# [GIVEN INSTRUCTION]
Images are excluded; otherwise, output every record exactly.
______________________________
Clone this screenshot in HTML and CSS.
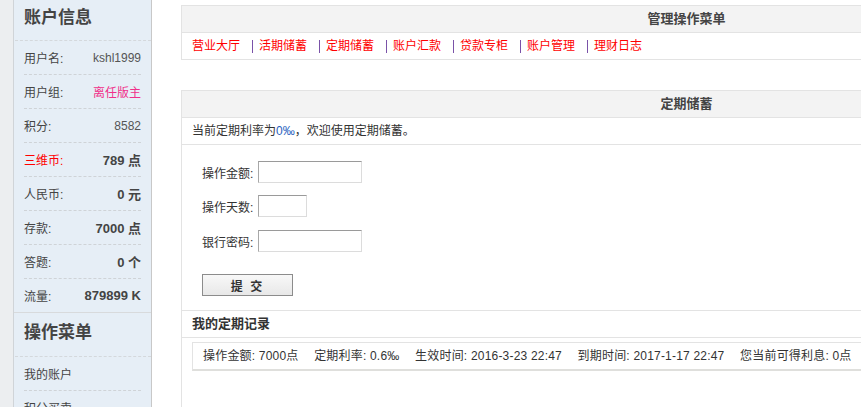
FILE: index.html
```html
<!DOCTYPE html>
<html lang="zh-CN">
<head>
    <meta charset="UTF-8">
    <title>定期储蓄</title>
    <link rel="stylesheet" href="styles.css">
</head>
<body>
    <div class="page">
        <div class="strip"></div>

        <aside class="sidebar">
            <div class="section">
                <h3>账户信息</h3>
                <ul class="info">
                    <li><span>用户名:</span><span class="val">kshl1999</span></li>
                    <li><span>用户组:</span><span class="val pink">离任版主</span></li>
                    <li><span>积分:</span><span class="val">8582</span></li>
                    <li><span class="red">三维币:</span><b>789 点</b></li>
                    <li><span>人民币:</span><b>0 元</b></li>
                    <li><span>存款:</span><b>7000 点</b></li>
                    <li><span>答题:</span><b>0 个</b></li>
                    <li><span>流量:</span><b>879899 K</b></li>
                </ul>
            </div>
            <div class="section second">
                <h3>操作菜单</h3>
                <ul class="info menu">
                    <li><span>我的账户</span></li>
                    <li><span>积分买卖</span></li>
                </ul>
            </div>
        </aside>

        <main class="main">
            <div class="box">
                <div class="box-head">管理操作菜单</div>
                <div class="nav">
                    <a href="#">营业大厅</a>
                    <a href="#" class="sep">活期储蓄</a>
                    <a href="#" class="sep">定期储蓄</a>
                    <a href="#" class="sep">账户汇款</a>
                    <a href="#" class="sep">贷款专柜</a>
                    <a href="#" class="sep">账户管理</a>
                    <a href="#" class="sep">理财日志</a>
                </div>
            </div>

            <div class="box second-box">
                <div class="box-head">定期储蓄</div>
                <div class="row">当前定期利率为<span class="blue">0‰</span>，欢迎使用定期储蓄。</div>
                <form class="deposit-form">
                    <label>操作金额: <input type="text" class="wide"></label>
                    <label>操作天数: <input type="text" class="short"></label>
                    <label>银行密码: <input type="password" class="wide"></label>
                    <button type="button">提 交</button>
                </form>
                <div class="row title">我的定期记录</div>
                <div class="record-area">
                    <div class="record">
                        <span>操作金额: 7000点</span>
                        <span>定期利率: 0.6‰</span>
                        <span>生效时间: 2016-3-23 22:47</span>
                        <span>到期时间: 2017-1-17 22:47</span>
                        <span>您当前可得利息: 0点</span>
                    </div>
                </div>
            </div>
        </main>
    </div>
</body>
</html>
```

FILE: styles.css
```css
html, body {
    margin: 0;
    padding: 0;
    overflow: hidden;
    background-color: #ffffff;
}

body {
    font-family: 'Liberation Sans', 'Noto Sans CJK SC', sans-serif;
    font-size: 12px;
    color: #444;
}

.page {
    display: flex;
    align-items: flex-start;
    width: 1300px;
    height: 407px;
}

.strip {
    width: 13px;
    height: 100%;
    background-color: #eceef0;
    flex-shrink: 0;
}

.sidebar {
    width: 137px;
    height: 100%;
    background-color: #e6eef6;
    border-left: 1px solid #d0d4d8;
    border-right: 1px solid #c8c8c8;
    flex-shrink: 0;
}

.sidebar h3 {
    margin: 0 0 0 1px;
    padding: 1px 0 5px 9px;
    line-height: 34px;
    font-size: 17px;
    font-weight: bold;
    color: #444;
    border-bottom: 1px dashed #d4d8dc;
}

.section {
    border-bottom: 1px solid #d8dadc;
}

.second h3 {
    padding-top: 3px;
    padding-bottom: 6px;
}

.second {
    border-bottom: none;
}

.info {
    list-style: none;
    margin: 0;
    padding: 0;
}

.info li {
    display: flex;
    justify-content: space-between;
    align-items: center;
    margin: 0 10px;
    height: 33px;
    border-bottom: 1px dashed #cfd3d7;
}

.info li:last-child {
    border-bottom: none;
}

.menu li:last-child {
    border-bottom: 1px dashed #cfd3d7;
}

.info .val {
    color: #555;
}

.info b {
    font-size: 13px;
    color: #444;
}

.pink {
    color: #f0308a !important;
}

.red {
    color: #ff0000;
}

.main {
    padding: 5px 0 0 29px;
    width: 1010px;
}

.box {
    border: 1px solid #e3e3e3;
    border-right: none;
}

.second-box {
    margin-top: 30px;
}

.box-head {
    height: 26px;
    line-height: 26px;
    text-align: center;
    background-color: #f3f3f3;
    border-bottom: 1px solid #e3e3e3;
    font-size: 13px;
    font-weight: bold;
    color: #444;
}

.nav {
    display: flex;
    align-items: center;
    height: 26px;
    padding-left: 10px;
}

.nav a {
    color: #ff0000;
    text-decoration: none;
    line-height: 13px;
}

.nav a.sep {
    margin-left: 12px;
    padding-left: 6px;
    border-left: 1px solid #7a52a8;
}

.row {
    height: 26px;
    line-height: 26px;
    padding-left: 10px;
    border-bottom: 1px solid #e3e3e3;
    color: #333;
}

.blue {
    color: #2a62c0;
}

.deposit-form {
    display: flex;
    flex-direction: column;
    align-items: flex-start;
    padding: 16px 0 14px 20px;
    border-bottom: 1px solid #e3e3e3;
}

.deposit-form label {
    display: flex;
    align-items: center;
    height: 22px;
    margin-bottom: 12px;
    color: #333;
}

.deposit-form label:nth-child(2) {
    margin-bottom: 13px;
}

.deposit-form input {
    box-sizing: border-box;
    height: 22px;
    margin: 0 0 0 5px;
    padding: 1px 3px;
    border: 1px solid #dcdcdc;
    border-top-color: #9a9a9a;
    border-left-color: #a8a8a8;
    background: #fff;
    font-size: 12px;
}

.deposit-form input.wide {
    width: 104px;
}

.deposit-form input.short {
    width: 49px;
}

.deposit-form button {
    margin-top: 10px;
    width: 91px;
    height: 22px;
    border: 1px solid #8c8c8c;
    background: linear-gradient(#f8f8f8, #e8e8e8);
    font-family: 'Liberation Sans', 'Noto Sans CJK SC', sans-serif;
    font-size: 12px;
    font-weight: bold;
    color: #333;
    letter-spacing: 2px;
    cursor: pointer;
}

.title {
    font-size: 13px;
    font-weight: bold;
    color: #333;
}

.record-area {
    height: 67px;
    padding: 4px 0 0 10px;
}

.record {
    height: 26px;
    line-height: 26px;
    padding-left: 10px;
    border: 1px solid #e3e3e3;
    border-bottom: 2px solid #dfdfdc;
    border-right: none;
    color: #333;
    letter-spacing: 0.2px;
}

.record span {
    margin-right: 12px;
}
```
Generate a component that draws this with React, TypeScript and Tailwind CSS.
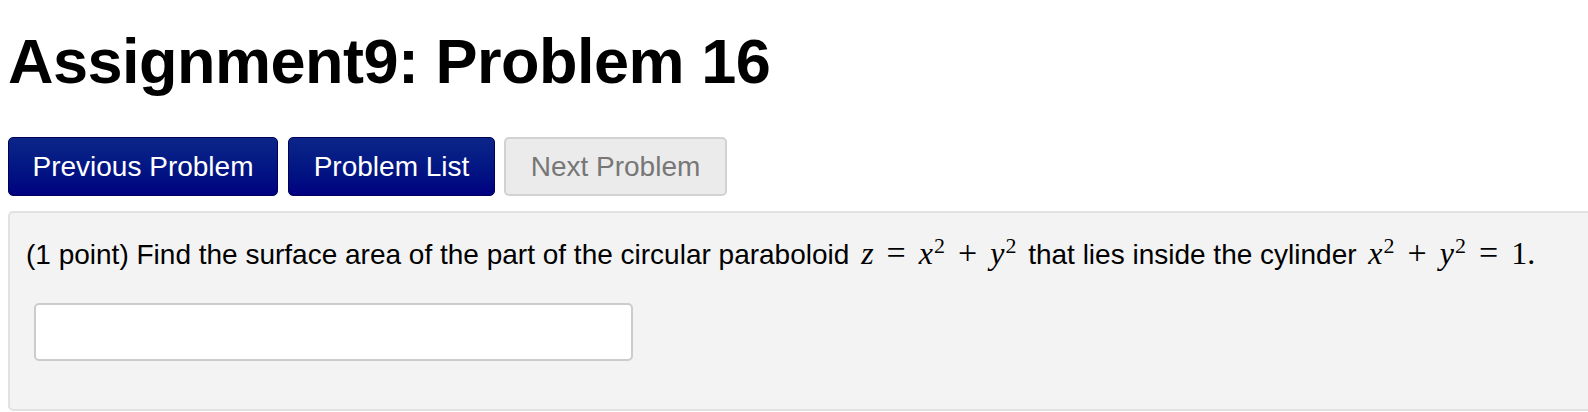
______________________________
# [EXERCISE OUTPUT]
Clone this screenshot in HTML and CSS.
FILE: index.html
```html
<!DOCTYPE html>
<html lang="zh-CN">
<head>
    <meta charset="UTF-8">
    <title>定期储蓄</title>
    <link rel="stylesheet" href="styles.css">
</head>
<body>
    <div class="page">
        <div class="strip"></div>

        <aside class="sidebar">
            <div class="section">
                <h3>账户信息</h3>
                <ul class="info">
                    <li><span>用户名:</span><span class="val">kshl1999</span></li>
                    <li><span>用户组:</span><span class="val pink">离任版主</span></li>
                    <li><span>积分:</span><span class="val">8582</span></li>
                    <li><span class="red">三维币:</span><b>789 点</b></li>
                    <li><span>人民币:</span><b>0 元</b></li>
                    <li><span>存款:</span><b>7000 点</b></li>
                    <li><span>答题:</span><b>0 个</b></li>
                    <li><span>流量:</span><b>879899 K</b></li>
                </ul>
            </div>
            <div class="section second">
                <h3>操作菜单</h3>
                <ul class="info menu">
                    <li><span>我的账户</span></li>
                    <li><span>积分买卖</span></li>
                </ul>
            </div>
        </aside>

        <main class="main">
            <div class="box">
                <div class="box-head">管理操作菜单</div>
                <div class="nav">
                    <a href="#">营业大厅</a>
                    <a href="#" class="sep">活期储蓄</a>
                    <a href="#" class="sep">定期储蓄</a>
                    <a href="#" class="sep">账户汇款</a>
                    <a href="#" class="sep">贷款专柜</a>
                    <a href="#" class="sep">账户管理</a>
                    <a href="#" class="sep">理财日志</a>
                </div>
            </div>

            <div class="box second-box">
                <div class="box-head">定期储蓄</div>
                <div class="row">当前定期利率为<span class="blue">0‰</span>，欢迎使用定期储蓄。</div>
                <form class="deposit-form">
                    <label>操作金额: <input type="text" class="wide"></label>
                    <label>操作天数: <input type="text" class="short"></label>
                    <label>银行密码: <input type="password" class="wide"></label>
                    <button type="button">提 交</button>
                </form>
                <div class="row title">我的定期记录</div>
                <div class="record-area">
                    <div class="record">
                        <span>操作金额: 7000点</span>
                        <span>定期利率: 0.6‰</span>
                        <span>生效时间: 2016-3-23 22:47</span>
                        <span>到期时间: 2017-1-17 22:47</span>
                        <span>您当前可得利息: 0点</span>
                    </div>
                </div>
            </div>
        </main>
    </div>
</body>
</html>
```

FILE: styles.css
```css
html, body {
    margin: 0;
    padding: 0;
    overflow: hidden;
    background-color: #ffffff;
}

body {
    font-family: 'Liberation Sans', 'Noto Sans CJK SC', sans-serif;
    font-size: 12px;
    color: #444;
}

.page {
    display: flex;
    align-items: flex-start;
    width: 1300px;
    height: 407px;
}

.strip {
    width: 13px;
    height: 100%;
    background-color: #eceef0;
    flex-shrink: 0;
}

.sidebar {
    width: 137px;
    height: 100%;
    background-color: #e6eef6;
    border-left: 1px solid #d0d4d8;
    border-right: 1px solid #c8c8c8;
    flex-shrink: 0;
}

.sidebar h3 {
    margin: 0 0 0 1px;
    padding: 1px 0 5px 9px;
    line-height: 34px;
    font-size: 17px;
    font-weight: bold;
    color: #444;
    border-bottom: 1px dashed #d4d8dc;
}

.section {
    border-bottom: 1px solid #d8dadc;
}

.second h3 {
    padding-top: 3px;
    padding-bottom: 6px;
}

.second {
    border-bottom: none;
}

.info {
    list-style: none;
    margin: 0;
    padding: 0;
}

.info li {
    display: flex;
    justify-content: space-between;
    align-items: center;
    margin: 0 10px;
    height: 33px;
    border-bottom: 1px dashed #cfd3d7;
}

.info li:last-child {
    border-bottom: none;
}

.menu li:last-child {
    border-bottom: 1px dashed #cfd3d7;
}

.info .val {
    color: #555;
}

.info b {
    font-size: 13px;
    color: #444;
}

.pink {
    color: #f0308a !important;
}

.red {
    color: #ff0000;
}

.main {
    padding: 5px 0 0 29px;
    width: 1010px;
}

.box {
    border: 1px solid #e3e3e3;
    border-right: none;
}

.second-box {
    margin-top: 30px;
}

.box-head {
    height: 26px;
    line-height: 26px;
    text-align: center;
    background-color: #f3f3f3;
    border-bottom: 1px solid #e3e3e3;
    font-size: 13px;
    font-weight: bold;
    color: #444;
}

.nav {
    display: flex;
    align-items: center;
    height: 26px;
    padding-left: 10px;
}

.nav a {
    color: #ff0000;
    text-decoration: none;
    line-height: 13px;
}

.nav a.sep {
    margin-left: 12px;
    padding-left: 6px;
    border-left: 1px solid #7a52a8;
}

.row {
    height: 26px;
    line-height: 26px;
    padding-left: 10px;
    border-bottom: 1px solid #e3e3e3;
    color: #333;
}

.blue {
    color: #2a62c0;
}

.deposit-form {
    display: flex;
    flex-direction: column;
    align-items: flex-start;
    padding: 16px 0 14px 20px;
    border-bottom: 1px solid #e3e3e3;
}

.deposit-form label {
    display: flex;
    align-items: center;
    height: 22px;
    margin-bottom: 12px;
    color: #333;
}

.deposit-form label:nth-child(2) {
    margin-bottom: 13px;
}

.deposit-form input {
    box-sizing: border-box;
    height: 22px;
    margin: 0 0 0 5px;
    padding: 1px 3px;
    border: 1px solid #dcdcdc;
    border-top-color: #9a9a9a;
    border-left-color: #a8a8a8;
    background: #fff;
    font-size: 12px;
}

.deposit-form input.wide {
    width: 104px;
}

.deposit-form input.short {
    width: 49px;
}

.deposit-form button {
    margin-top: 10px;
    width: 91px;
    height: 22px;
    border: 1px solid #8c8c8c;
    background: linear-gradient(#f8f8f8, #e8e8e8);
    font-family: 'Liberation Sans', 'Noto Sans CJK SC', sans-serif;
    font-size: 12px;
    font-weight: bold;
    color: #333;
    letter-spacing: 2px;
    cursor: pointer;
}

.title {
    font-size: 13px;
    font-weight: bold;
    color: #333;
}

.record-area {
    height: 67px;
    padding: 4px 0 0 10px;
}

.record {
    height: 26px;
    line-height: 26px;
    padding-left: 10px;
    border: 1px solid #e3e3e3;
    border-bottom: 2px solid #dfdfdc;
    border-right: none;
    color: #333;
    letter-spacing: 0.2px;
}

.record span {
    margin-right: 12px;
}
```
Generate a component that draws this with React, TypeScript and Tailwind CSS.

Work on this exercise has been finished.